Personal information
- Born: December 27, 1974 (age 51) Fort Myers, Florida, U.S.
- Occupation: Modern pentathlete

Medal record
Representing United States
Men's biathle
World Biathle Championships
| Gold medal – first place | 1999 Monaco | Men's senior |
Men's modern pentathlon
World Modern Pentathlon Championships
| Silver medal – second place | 2004 Moscow | Relay |

= Chad Senior =

American modern pentathlete

Chad Senior (born December 27, 1974) is an American Olympic modern pentathlete.

==Early years==
Senior grew up in Fort Myers, Florida, and graduated from North Fort Myers High School. During each year at North Fort Myers High School he earned varsity letters in track, cross country and swimming. He was one of the top athletes in southwest Florida and earned many awards and accolades.

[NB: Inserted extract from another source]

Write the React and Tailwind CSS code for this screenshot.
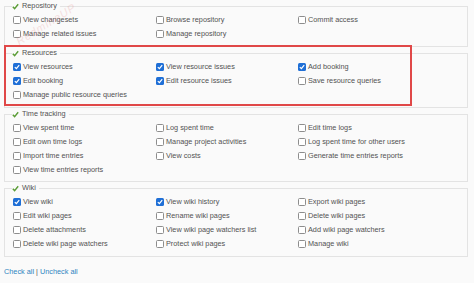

Senior graduated from high school in 1993 and went on to attend The George Washington University in Washington, DC, on a full swimming scholarship. He holds school records for the 1,000 Freestyle with a time of 9:20.20 in 1993, and the 1,650 Freestyle with a time of 15:36.48 in 1997.

==Olympic Training==
Senior graduated in 1997 and joined the United States Army's Elite Athlete program so that he could train for the Olympics. He chose to compete in the modern pentathlon. He competed in many international competitions for several years before his Olympic debut.

==Achievements==
His first major achievement occurred in 1999, when he won the Conseil International du Sport Militaire (CISM) World Championship team event as a member of the U.S. Army team. Also in 1999, he won the first Biathle World Championship (run-swim-run).

- 2004 Olympic Games, 13th place
- 2000 Olympic Games, 6th place
- 2000 Mexico World Cup, 1st
- 2000 Modern Pentathlon World Championships, 15th (individual); relay, team event, 1st
- 2000 CISM World Championships, 2nd
- 1999 Baltic Cup, 1st
- 1999 Biathle World Championships, 1st
- 1999 CISM World Championships, 1st (team event); 15th (individual)
- 1999 National Championships, 3rd
- 1998 National Championships, 6th

In 2000, Senior entered the 2000 World Championships ranked Number 1 in the world. Although his U.S. men's team won two gold medals in relay and team, he finished a disappointing 15th in individual competition. That same year, Senior had first, third and fourth place finishes at World Cup events.

Senior competed in the 2000 Summer Olympics in Sydney and the 2004 Summer Olympics in Athens. He finished 6th in 2000, and 13th in 2004.

==U.S. Air Force==
As of 2018, Senior serves as a Lt Col in the U.S. Air Force, specifically a Combat Rescue Officer – a specialist who goes into "austere and non-permissive environments" to save downed air crew members. He is a member of the 920th Rescue Wing and has served two tours in Afghanistan and one in Iraq.